Une recherche exhaustive dans les archives, a notamment permis à l’auteur de trouver de nombreux manuscrits restés inédits. Car publier ne fut jamais, pour Charlotte Delbo, chose facile. D'un milieu modeste d'ouvriers immigrés italiens, elle ne fait d'études que de secrétariat, mais fréquente une université populaire où elle suit les cours d'Henri Lefebvre, alors jeune philosophe marxiste. Elle y fait la connaissance de Georges Dudach, qui deviendra son mari.
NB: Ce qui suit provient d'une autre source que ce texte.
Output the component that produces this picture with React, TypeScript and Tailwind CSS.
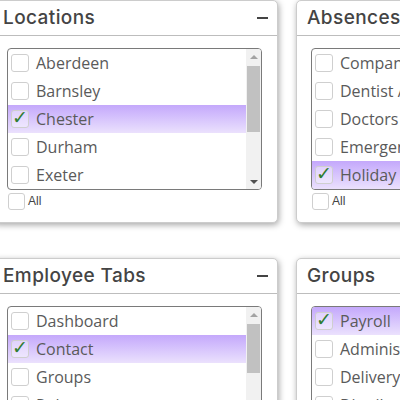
import React from "react";

type Item = { label: string; checked?: boolean };

function Check({ checked, small }: { checked?: boolean; small?: boolean }) {
  return (
    <span
      className={
        (small ? "h-[17px] w-[17px]" : "h-[18px] w-[18px]") +
        " relative flex shrink-0 items-center justify-center rounded-[3px] border border-[#cfcfcf] bg-white/40"
      }
    >
      {checked && (
        <span className="-mt-[3px] text-[19px] font-bold leading-none font-['DejaVu_Sans',sans-serif] text-[#2f7d2f]">✓</span>
      )}
    </span>
  );
}

function Scrollbar({ thumbTop, thumbHeight }: { thumbTop: number; thumbHeight: number }) {
  return (
    <div className="flex w-[15px] shrink-0 flex-col bg-[#f1f1f1]">
      <div className="flex h-[15px] items-center justify-center">
        <div className="h-0 w-0 border-x-[4px] border-b-[4px] border-x-transparent border-b-[#a3a3a3]" />
      </div>
      <div className="flex-1 px-[1px]" style={{ paddingTop: thumbTop }}>
        <div className="w-full bg-[#c1c1c1]" style={{ height: thumbHeight }} />
      </div>
      <div className="flex h-[15px] items-center justify-center">
        <div className="h-0 w-0 border-x-[4px] border-t-[4px] border-x-transparent border-t-[#505050]" />
      </div>
    </div>
  );
}

function Panel({
  title,
  items,
  thumbTop,
  thumbHeight,
}: {
  title: string;
  items: Item[];
  thumbTop: number;
  thumbHeight: number;
}) {
  return (
    <div className="h-[223px] w-[286px] rounded-[5px] border border-[#cccccc] bg-white shadow-[1px_2px_6px_rgba(0,0,0,0.35)]">
      <div className="flex h-[35px] items-center justify-between border-b border-[#bdbdbd] pl-[10px] pr-[9px]">
        <h2 className="font-['Inter',sans-serif] text-[19px] font-medium tracking-[0.4px] text-[#444444]">{title}</h2>
        <div className="h-[2px] w-[11px] bg-[#444444]" />
      </div>
      <div className="ml-[14px] mr-[15px] mt-[12px] flex h-[142px] overflow-hidden rounded-[4px] border border-[#7a7a7a]">
        <div className="min-w-0 flex-1">
          {items.map((it) => (
            <div
              key={it.label}
              className={
                "flex h-[28px] items-center gap-[7px] pl-[3px] " +
                (it.checked ? "bg-gradient-to-b from-[#c4a8fb] to-[#ebe1fd]" : "")
              }
            >
              <Check checked={it.checked} />
              <span className="whitespace-nowrap font-['Open_Sans',sans-serif] text-[16px] text-[#5a5a5a]">
                {it.label}
              </span>
            </div>
          ))}
        </div>
        <Scrollbar thumbTop={thumbTop} thumbHeight={thumbHeight} />
      </div>
      <div className="ml-[15px] mt-[2px] flex items-center gap-[3px]">
        <Check small />
        <span className="font-['Liberation_Sans',sans-serif] text-[12px] text-[#444444]">All</span>
      </div>
    </div>
  );
}

export default function App() {
  return (
    <div className="relative h-[400px] w-[400px] overflow-hidden bg-white">
      <div className="-ml-[8px] grid grid-cols-[286px_286px] gap-x-[18px] gap-y-[35px]">
        <Panel
          title="Locations"
          thumbTop={2}
          thumbHeight={66}
          items={[
            { label: "Aberdeen" },
            { label: "Barnsley" },
            { label: "Chester", checked: true },
            { label: "Durham" },
            { label: "Exeter" },
          ]}
        />
        <Panel
          title="Absences"
          thumbTop={2}
          thumbHeight={60}
          items={[
            { label: "Company Event" },
            { label: "Dentist Appointment" },
            { label: "Doctors Appointment" },
            { label: "Emergency Leave" },
            { label: "Holiday", checked: true },
          ]}
        />
        <Panel
          title="Employee Tabs"
          thumbTop={2}
          thumbHeight={49}
          items={[
            { label: "Dashboard" },
            { label: "Contact", checked: true },
            { label: "Groups" },
            { label: "Roles" },
            { label: "Skills" },
          ]}
        />
        <Panel
          title="Groups"
          thumbTop={2}
          thumbHeight={60}
          items={[
            { label: "Payroll", checked: true },
            { label: "Administration" },
            { label: "Delivery" },
            { label: "Distribution" },
            { label: "Sales" },
          ]}
        />
      </div>
    </div>
  );
}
C’est dans la revue culturelle qu'il dirige pour le parti communiste, qu’elle écrit ses premiers textes et interviewe Louis Jouvet, qui l'engage comme secrétaire personnelle. Le couple entre en Résistance pendant la guerre et est arrêté par les Brigages spéciales : Dudach est fusillé, Charlotte Delbo, déportée dans le seul convoi de femmes non juives dont la destination, pour des raisons qui restent obscures, est Auschwitz. En 1965, elle publia aux Editions de Minuit, Le Convoi du 24 janvier, un ouvrage pionnier. Auschwitz l'accompagna sa vie durant. Elle n'explique pas, mais parvient à faire sentir la violence radicale qui s'exerça sur elle et ses compagnes, parvient à décrire l'intensité des liens qui l’unissaient à elles. Avec Mesure de nos jours (Minuit, 1971), elle fut aussi la première à raconter ce que fut la vie « après » pour ceux qui avaient survécu aux camps.
Ghislaine Dunant a passé de longues années aux côtés de cette femme d’exception, en empathie avec elle. Elle s'est imprégnée de sa langue et fait, avec ce livre, tout à la fois oeuvre de littérature et d'histoire.